## WHAT THE TASK ASKS
Report the count of lines containing the word "components" in the entries below, and nothing more.
--- MATERIAL FOR THIS TASK ---
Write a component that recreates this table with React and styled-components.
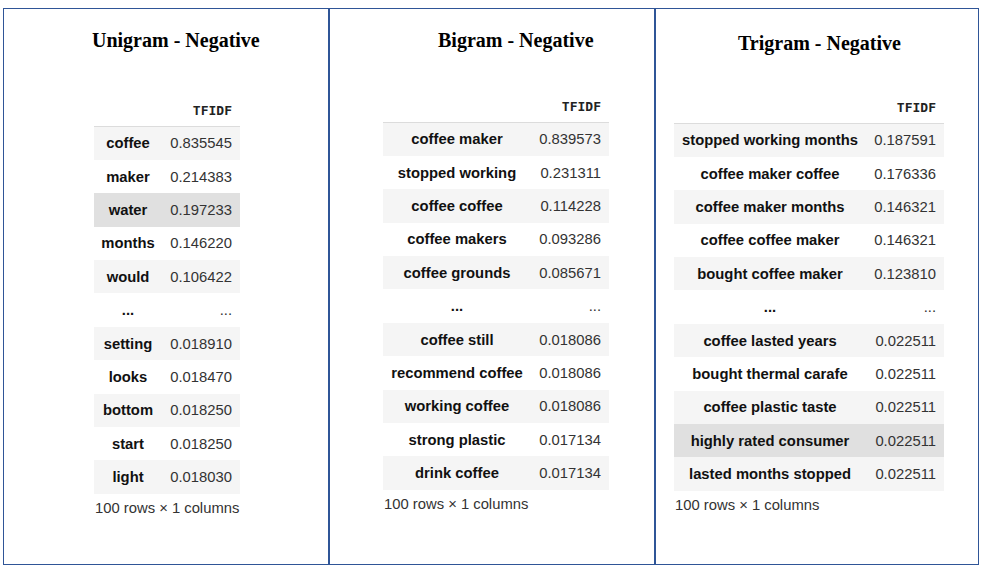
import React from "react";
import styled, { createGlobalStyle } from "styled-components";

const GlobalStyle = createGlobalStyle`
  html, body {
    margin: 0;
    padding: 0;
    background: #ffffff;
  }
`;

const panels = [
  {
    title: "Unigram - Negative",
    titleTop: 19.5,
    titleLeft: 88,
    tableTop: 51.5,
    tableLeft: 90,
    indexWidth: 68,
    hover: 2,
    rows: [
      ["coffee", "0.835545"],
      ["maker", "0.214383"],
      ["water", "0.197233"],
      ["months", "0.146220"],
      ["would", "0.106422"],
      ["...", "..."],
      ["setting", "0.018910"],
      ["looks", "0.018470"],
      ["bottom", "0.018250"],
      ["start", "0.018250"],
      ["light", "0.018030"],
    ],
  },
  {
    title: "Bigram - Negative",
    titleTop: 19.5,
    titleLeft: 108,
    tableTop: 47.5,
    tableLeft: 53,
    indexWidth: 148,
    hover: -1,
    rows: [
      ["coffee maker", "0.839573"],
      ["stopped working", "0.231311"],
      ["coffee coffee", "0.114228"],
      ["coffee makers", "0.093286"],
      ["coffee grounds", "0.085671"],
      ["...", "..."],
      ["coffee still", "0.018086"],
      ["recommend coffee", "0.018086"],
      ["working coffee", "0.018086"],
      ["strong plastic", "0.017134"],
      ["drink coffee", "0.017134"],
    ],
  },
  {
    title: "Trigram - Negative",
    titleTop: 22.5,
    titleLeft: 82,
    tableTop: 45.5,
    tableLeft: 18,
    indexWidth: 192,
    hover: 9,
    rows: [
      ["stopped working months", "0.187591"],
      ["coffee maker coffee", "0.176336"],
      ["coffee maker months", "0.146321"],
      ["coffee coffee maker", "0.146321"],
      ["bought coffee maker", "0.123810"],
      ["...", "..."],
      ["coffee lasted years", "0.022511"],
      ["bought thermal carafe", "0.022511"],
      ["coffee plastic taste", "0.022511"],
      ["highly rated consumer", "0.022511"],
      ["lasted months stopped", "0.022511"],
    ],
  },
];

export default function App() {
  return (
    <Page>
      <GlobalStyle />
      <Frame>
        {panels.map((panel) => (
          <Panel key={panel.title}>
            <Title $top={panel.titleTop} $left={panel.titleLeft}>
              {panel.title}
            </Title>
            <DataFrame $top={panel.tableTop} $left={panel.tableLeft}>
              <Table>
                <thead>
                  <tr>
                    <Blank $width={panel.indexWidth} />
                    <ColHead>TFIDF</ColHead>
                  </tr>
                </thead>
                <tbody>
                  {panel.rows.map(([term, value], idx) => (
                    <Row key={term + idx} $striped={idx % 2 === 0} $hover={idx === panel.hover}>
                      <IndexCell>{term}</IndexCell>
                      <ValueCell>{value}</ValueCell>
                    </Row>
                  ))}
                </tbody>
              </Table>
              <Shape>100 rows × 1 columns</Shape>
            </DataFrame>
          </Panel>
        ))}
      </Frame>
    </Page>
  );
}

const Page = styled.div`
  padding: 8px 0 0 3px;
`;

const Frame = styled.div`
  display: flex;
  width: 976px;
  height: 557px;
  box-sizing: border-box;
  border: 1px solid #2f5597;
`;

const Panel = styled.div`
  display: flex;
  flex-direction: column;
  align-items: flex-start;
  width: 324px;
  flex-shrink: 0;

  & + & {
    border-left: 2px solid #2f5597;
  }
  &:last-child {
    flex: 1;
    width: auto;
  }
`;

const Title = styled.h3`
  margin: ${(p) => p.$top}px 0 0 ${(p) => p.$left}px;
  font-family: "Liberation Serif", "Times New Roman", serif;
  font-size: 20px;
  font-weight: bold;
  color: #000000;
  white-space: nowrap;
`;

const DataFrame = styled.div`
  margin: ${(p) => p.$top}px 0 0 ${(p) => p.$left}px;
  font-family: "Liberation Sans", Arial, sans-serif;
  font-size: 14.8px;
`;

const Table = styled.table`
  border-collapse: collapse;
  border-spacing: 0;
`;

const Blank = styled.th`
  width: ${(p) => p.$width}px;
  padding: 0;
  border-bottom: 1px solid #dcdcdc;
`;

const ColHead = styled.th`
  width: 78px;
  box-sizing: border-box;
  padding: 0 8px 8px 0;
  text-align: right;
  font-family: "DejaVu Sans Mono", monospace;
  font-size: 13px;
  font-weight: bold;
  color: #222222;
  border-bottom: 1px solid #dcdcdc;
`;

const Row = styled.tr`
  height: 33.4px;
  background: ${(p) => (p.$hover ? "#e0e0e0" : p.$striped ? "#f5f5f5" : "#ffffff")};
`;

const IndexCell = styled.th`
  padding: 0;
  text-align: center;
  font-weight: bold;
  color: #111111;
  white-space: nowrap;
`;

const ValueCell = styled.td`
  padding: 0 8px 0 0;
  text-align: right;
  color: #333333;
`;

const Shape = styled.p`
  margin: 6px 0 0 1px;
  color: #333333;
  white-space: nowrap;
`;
---
--- MATERIAL FOR THIS TASK ---
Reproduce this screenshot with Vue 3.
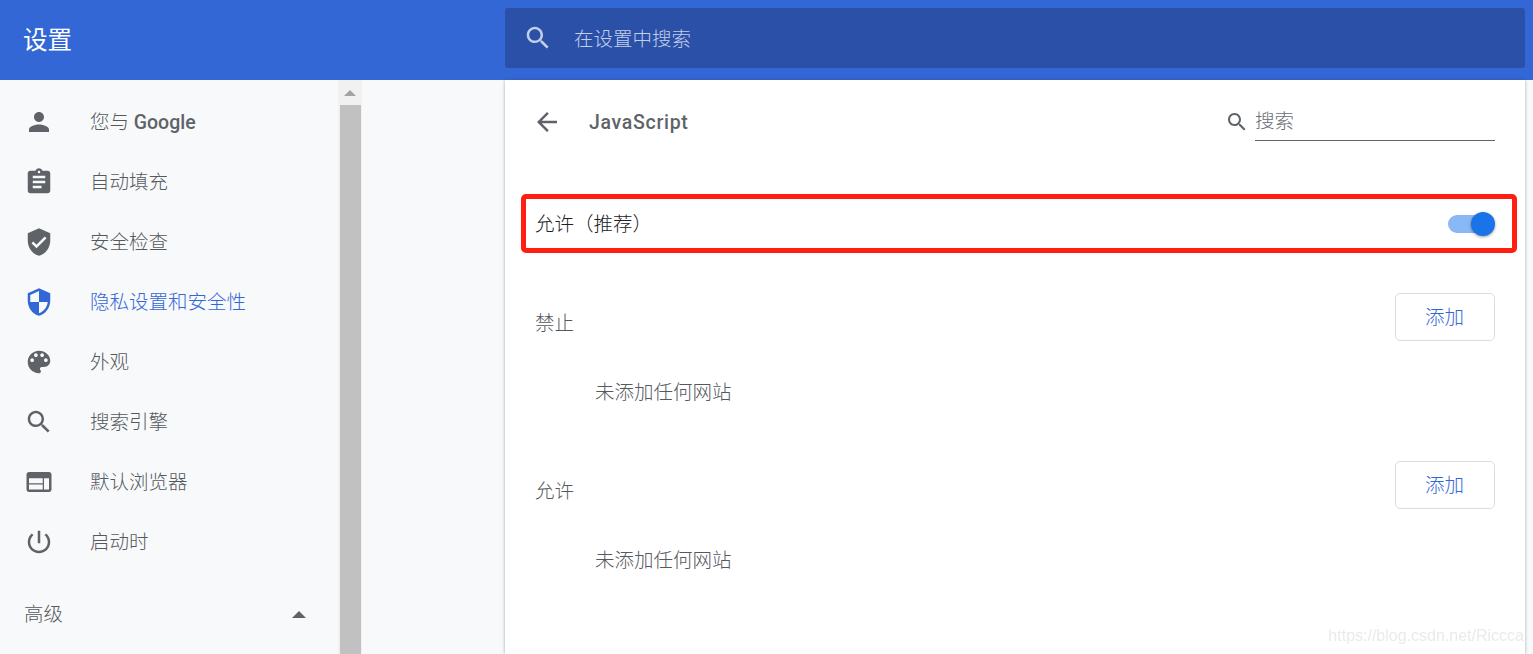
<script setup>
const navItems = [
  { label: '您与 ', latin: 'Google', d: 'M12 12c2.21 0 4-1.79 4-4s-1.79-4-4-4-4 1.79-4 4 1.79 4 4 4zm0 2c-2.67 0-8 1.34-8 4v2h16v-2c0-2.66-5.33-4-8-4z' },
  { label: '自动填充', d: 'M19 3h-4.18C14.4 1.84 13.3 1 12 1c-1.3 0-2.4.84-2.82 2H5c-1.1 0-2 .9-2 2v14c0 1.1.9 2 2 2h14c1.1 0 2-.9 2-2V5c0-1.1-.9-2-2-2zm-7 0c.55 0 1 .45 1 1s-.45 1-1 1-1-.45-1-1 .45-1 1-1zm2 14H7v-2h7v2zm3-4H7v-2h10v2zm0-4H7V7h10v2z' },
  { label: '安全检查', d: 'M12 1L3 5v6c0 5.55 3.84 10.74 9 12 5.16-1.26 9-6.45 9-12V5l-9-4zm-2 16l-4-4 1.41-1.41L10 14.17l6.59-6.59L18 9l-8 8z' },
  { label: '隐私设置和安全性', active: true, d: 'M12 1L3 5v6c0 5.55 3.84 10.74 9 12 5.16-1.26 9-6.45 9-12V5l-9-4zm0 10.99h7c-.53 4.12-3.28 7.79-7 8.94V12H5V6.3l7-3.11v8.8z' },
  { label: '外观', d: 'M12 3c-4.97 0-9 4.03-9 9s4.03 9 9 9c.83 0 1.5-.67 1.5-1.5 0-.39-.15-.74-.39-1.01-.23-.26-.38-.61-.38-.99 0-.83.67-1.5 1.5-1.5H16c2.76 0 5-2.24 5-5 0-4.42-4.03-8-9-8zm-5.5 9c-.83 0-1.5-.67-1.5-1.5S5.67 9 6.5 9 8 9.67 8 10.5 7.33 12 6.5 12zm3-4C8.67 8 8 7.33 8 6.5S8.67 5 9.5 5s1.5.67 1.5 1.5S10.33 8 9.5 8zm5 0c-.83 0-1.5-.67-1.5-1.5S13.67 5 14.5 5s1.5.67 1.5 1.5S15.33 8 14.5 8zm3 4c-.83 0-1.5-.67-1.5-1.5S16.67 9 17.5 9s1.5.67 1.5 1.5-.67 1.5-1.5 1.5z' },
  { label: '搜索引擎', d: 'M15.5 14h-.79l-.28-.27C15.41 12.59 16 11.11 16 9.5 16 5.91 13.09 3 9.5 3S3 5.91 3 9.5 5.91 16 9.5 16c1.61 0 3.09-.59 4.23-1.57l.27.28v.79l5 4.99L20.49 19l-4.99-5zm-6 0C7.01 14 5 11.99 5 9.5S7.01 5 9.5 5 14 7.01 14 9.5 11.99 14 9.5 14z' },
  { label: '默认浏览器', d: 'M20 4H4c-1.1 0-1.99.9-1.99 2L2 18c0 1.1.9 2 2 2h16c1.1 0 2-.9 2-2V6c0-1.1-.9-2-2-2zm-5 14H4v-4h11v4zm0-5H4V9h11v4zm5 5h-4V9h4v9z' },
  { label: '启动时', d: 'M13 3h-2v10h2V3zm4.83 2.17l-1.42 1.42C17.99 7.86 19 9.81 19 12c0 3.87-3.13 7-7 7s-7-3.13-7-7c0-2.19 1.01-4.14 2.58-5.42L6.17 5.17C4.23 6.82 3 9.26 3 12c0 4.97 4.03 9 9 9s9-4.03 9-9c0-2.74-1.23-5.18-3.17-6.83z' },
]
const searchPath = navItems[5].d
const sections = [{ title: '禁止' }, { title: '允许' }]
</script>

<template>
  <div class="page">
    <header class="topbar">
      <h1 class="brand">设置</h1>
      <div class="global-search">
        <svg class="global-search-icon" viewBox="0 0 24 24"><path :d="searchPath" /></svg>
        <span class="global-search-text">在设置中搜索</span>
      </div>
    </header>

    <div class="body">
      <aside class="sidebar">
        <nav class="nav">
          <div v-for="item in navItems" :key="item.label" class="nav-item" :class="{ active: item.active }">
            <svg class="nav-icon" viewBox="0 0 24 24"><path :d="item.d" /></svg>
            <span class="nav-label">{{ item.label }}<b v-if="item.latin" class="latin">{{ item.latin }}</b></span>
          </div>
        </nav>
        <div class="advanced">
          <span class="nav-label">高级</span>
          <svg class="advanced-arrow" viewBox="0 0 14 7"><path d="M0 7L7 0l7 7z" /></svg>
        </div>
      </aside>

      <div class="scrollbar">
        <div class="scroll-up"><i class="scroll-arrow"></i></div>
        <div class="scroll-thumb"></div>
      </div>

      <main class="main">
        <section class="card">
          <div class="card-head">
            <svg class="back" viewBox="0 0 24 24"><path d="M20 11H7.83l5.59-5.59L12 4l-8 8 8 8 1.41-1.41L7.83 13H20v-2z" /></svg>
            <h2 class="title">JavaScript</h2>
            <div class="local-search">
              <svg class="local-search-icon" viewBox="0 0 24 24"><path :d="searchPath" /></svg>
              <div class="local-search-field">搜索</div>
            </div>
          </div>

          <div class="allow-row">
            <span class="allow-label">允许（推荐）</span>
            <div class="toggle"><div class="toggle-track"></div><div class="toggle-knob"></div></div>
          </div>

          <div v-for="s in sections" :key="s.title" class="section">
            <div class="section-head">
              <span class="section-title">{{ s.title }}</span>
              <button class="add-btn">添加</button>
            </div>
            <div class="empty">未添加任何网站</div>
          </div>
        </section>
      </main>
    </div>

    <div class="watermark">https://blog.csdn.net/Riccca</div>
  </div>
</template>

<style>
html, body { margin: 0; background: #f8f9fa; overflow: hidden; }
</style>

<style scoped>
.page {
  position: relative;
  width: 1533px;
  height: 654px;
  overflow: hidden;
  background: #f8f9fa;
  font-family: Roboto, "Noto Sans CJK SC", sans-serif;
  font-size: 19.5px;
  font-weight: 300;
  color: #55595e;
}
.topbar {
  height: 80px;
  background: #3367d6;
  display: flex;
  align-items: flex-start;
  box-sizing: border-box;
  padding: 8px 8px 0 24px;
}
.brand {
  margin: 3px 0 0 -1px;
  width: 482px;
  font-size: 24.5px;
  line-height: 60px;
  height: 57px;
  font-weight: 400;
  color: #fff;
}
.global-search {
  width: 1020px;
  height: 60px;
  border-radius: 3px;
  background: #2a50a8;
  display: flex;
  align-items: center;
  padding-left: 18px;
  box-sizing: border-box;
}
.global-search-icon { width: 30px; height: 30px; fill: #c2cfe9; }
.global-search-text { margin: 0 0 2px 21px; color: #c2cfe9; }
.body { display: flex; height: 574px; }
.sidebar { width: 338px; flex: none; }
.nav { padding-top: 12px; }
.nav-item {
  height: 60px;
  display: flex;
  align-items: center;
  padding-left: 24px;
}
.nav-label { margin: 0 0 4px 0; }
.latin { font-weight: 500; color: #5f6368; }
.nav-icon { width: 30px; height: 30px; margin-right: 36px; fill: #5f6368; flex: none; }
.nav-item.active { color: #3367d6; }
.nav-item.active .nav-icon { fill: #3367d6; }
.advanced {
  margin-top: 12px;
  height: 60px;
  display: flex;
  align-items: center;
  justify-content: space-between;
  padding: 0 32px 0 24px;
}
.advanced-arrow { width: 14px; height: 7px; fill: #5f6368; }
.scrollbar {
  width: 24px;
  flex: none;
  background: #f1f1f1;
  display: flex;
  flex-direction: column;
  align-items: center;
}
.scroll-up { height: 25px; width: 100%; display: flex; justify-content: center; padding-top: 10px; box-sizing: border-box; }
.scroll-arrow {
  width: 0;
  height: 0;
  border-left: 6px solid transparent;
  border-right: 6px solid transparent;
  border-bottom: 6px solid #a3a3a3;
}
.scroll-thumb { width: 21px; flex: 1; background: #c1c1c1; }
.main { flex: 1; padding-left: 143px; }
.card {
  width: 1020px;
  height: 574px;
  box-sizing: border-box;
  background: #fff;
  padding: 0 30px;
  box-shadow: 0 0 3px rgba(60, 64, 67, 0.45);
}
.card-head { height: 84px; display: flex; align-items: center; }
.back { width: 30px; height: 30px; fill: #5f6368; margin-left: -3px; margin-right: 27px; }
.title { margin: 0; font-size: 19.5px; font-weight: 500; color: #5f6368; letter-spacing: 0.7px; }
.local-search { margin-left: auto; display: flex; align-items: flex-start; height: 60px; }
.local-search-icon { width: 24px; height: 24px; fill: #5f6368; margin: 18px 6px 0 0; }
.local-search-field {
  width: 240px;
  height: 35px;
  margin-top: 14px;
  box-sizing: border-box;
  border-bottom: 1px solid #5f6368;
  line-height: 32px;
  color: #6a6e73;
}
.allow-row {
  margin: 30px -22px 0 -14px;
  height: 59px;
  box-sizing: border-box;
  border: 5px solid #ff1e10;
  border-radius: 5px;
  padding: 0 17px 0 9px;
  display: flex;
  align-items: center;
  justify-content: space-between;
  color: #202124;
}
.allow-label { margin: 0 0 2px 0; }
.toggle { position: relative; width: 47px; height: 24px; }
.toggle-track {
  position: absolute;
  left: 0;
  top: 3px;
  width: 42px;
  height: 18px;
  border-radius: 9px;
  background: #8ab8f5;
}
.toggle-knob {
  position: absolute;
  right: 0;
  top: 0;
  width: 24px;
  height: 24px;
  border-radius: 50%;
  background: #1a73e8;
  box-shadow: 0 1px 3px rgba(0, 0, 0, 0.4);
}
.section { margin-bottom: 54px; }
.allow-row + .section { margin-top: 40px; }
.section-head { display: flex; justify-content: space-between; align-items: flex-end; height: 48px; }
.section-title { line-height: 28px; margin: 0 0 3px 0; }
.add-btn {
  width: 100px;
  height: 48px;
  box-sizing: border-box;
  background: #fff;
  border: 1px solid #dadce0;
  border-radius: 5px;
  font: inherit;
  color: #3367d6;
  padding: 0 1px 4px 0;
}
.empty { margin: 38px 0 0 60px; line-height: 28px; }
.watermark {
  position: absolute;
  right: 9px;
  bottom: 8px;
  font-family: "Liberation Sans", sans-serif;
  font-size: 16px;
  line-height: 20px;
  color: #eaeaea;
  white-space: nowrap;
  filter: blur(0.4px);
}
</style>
---
--- MATERIAL FOR THIS TASK ---
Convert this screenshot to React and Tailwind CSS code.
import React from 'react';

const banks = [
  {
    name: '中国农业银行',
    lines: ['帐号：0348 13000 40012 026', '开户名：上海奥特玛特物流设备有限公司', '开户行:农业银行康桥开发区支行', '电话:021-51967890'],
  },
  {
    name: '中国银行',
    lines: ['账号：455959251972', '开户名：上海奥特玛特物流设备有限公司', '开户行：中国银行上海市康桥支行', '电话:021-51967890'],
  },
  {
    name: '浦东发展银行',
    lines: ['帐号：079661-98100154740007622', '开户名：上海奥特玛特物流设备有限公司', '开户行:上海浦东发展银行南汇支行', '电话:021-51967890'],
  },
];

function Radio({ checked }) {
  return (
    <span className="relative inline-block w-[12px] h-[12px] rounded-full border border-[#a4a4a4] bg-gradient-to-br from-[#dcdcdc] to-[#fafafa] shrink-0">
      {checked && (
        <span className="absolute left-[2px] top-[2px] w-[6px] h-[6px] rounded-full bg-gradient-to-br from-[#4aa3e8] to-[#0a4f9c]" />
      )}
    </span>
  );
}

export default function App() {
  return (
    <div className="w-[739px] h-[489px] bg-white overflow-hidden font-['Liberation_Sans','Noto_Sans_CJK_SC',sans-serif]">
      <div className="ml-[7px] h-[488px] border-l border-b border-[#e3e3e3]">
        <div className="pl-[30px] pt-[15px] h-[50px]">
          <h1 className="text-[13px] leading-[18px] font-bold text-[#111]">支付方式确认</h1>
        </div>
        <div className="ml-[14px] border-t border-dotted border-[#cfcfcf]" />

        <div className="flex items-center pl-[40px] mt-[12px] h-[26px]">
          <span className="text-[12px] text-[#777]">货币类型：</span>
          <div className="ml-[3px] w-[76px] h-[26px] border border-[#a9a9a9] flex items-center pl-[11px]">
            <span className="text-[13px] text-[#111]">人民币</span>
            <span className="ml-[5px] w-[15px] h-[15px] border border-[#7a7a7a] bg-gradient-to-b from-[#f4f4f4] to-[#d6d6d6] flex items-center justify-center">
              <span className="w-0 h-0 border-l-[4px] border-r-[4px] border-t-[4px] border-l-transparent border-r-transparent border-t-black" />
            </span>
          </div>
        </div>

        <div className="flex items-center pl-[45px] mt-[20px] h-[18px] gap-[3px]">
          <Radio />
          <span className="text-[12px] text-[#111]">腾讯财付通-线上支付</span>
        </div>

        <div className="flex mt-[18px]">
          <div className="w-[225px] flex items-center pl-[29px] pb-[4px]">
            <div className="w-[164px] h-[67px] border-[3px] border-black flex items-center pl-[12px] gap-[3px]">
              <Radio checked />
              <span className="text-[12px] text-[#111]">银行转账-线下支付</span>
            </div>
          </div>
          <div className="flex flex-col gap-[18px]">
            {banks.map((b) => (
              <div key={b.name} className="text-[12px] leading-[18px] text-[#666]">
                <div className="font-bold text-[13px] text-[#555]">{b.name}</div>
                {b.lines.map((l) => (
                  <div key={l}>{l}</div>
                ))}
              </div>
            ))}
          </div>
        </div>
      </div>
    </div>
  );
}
---
## FINISHED EXERCISE
2